Finding Confidence In Front Of The Camera

No one can make you feel inferior without your consent – Eleanor Roosevelt.

The use of social media has turned; blogging has become something that is boosted when you are in the picture. Jess plays Devil’s advocate about the topic in her recent piece here. I first noticed my Instagram followers and likes boost when the object of the photo was me; it didn’t really matter what the outfit was, just that my face was the recurring theme. Now, I have found a new love for this type of content. I scour my wardrobe, put pieces together and doll myself up, even if only slightly, all for a few images to post on my blog, or even just one photo for my Instagram feed. It is a massive confidence boost when bloggers and friends are commenting lovely things on you. Yep, likes don’t make the world go around. However, if you’re having a shitty day and post a decent photo of yourself in a fab outfit, what’s wrong with receiving a little free love?

A big part of getting the end product is having the confidence to pose in public in front of the camera. This can be very daunting, so much so that even now I’ll say Let’s head to the quieter area, around the corner.
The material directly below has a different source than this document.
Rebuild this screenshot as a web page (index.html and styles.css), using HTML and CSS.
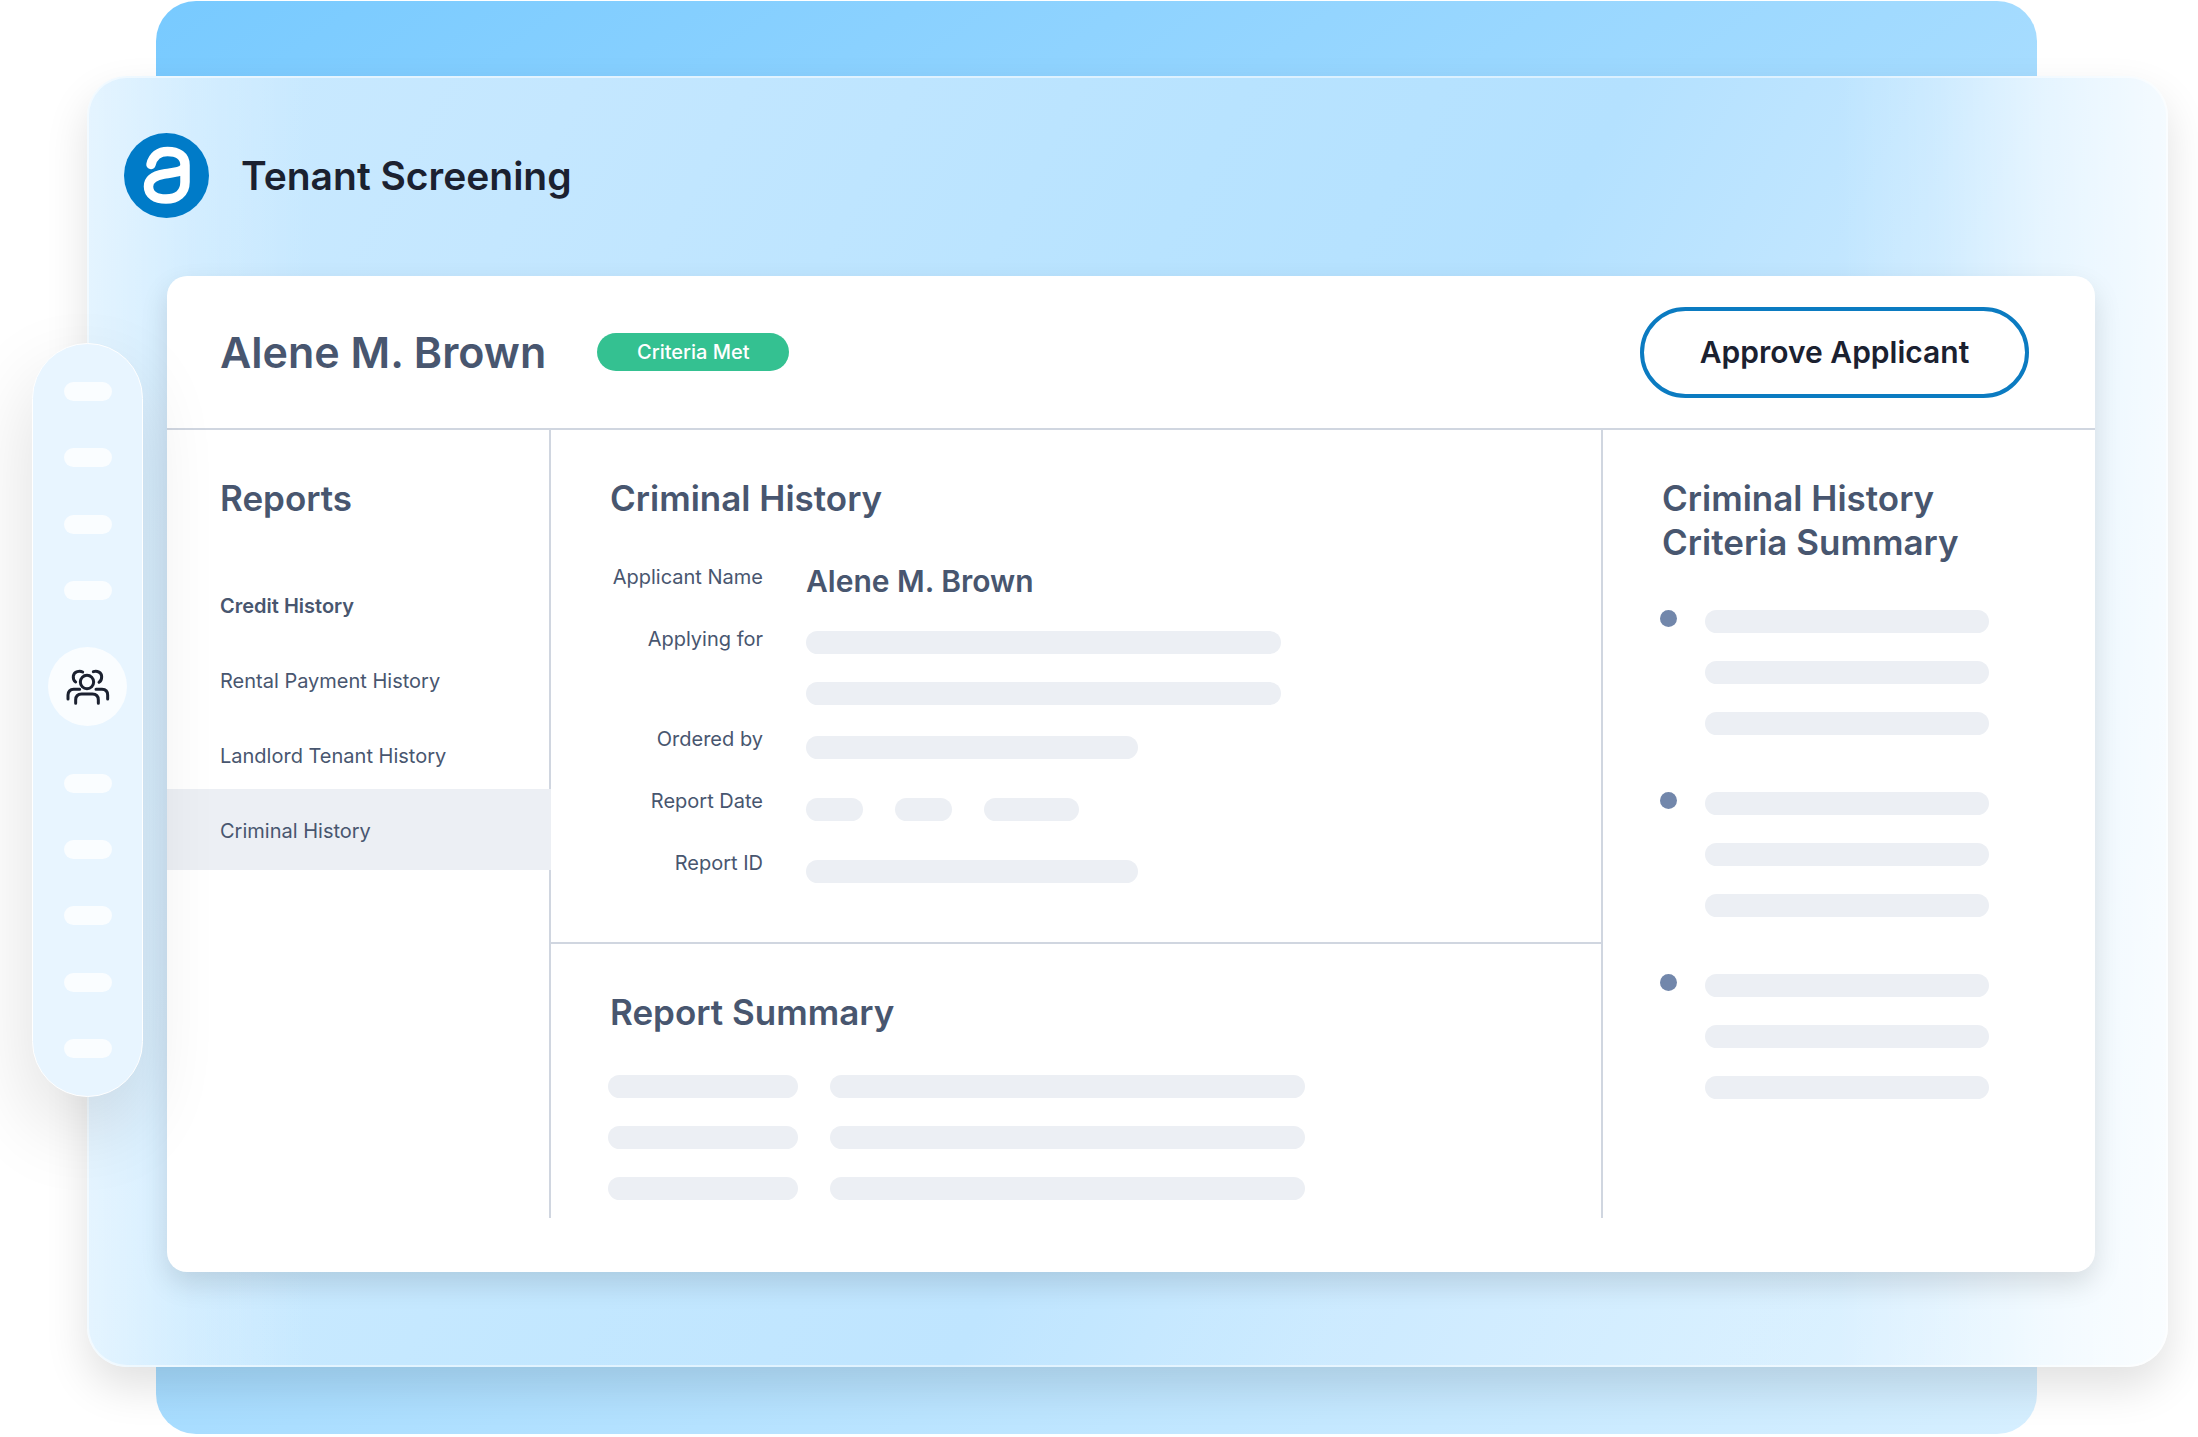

It might not seem so bad if it is one image, taken on a phone, say, because that can look like a quick tourist snap. But when the blogger camera comes out of its protective bag and you aren’t directly looking at the camera with a beaming smile plastered on your face, the general public starts to turn its heads in your direction. All of a sudden, you have a beam of light shining on you, no matter how inconspicuous you are trying to be.

Personally, once I am in the zone, there is no turning back. As soon as the camera shutters close-open-close, I’m thinking about what images I want to portray in my blog post and on my Instagram feed. It helps when I’m completely comfortable with the person who is shooting me. Those people so far are my mum, and best friends, one of whom has taken a photography course which helps millions! They help with the angles as well as what poses I should do next and sometimes, the best ones are the images in between; a motion, or a change of facial expression. A laugh makes the prettiest picture, and the best one.

During this particular shoot, the space where we were was practically empty. However, a stranger walked past us and said “You’re very photogenic, aren’t you? Your a lucky lad,” in that famous, friendly, jokey Northern tone. Even though it was a passing comment, it really boosted my confidence because he could have outright laughed in my face, or rolled his eyes in passing. Plus, the last comment about my mate being a “lucky lad”… yeah, we fell about in fits of laughter. Not everybody who passes by your mini photoshoot is immediately going to judge you for what you’re doing. If they do, that’s their problem, not yours. Are they going to have over a hundred incredible outfit photos to choose the best of the best from? Nope, you are. Another thing to remind yourself is that the likelihood of you seeing that person again is minute, so if you do feel slightly self-conscious, you won’t have to face them again in a hurry. If you know the person, they may well be stalking your incredible feed of various outfits and smiles. As for the terrible outtakes, the supermodels and actors get them, too. We’re all human.

I am in no way a pro at this, having just begun my journey of snapping my outfits in the street. However, take it from me, once you let go of the self-consciousness, it is so much fun.

How do you feel about being the centre of attention in photoshoots? Are you confident in front of the camera, or do you need more practice?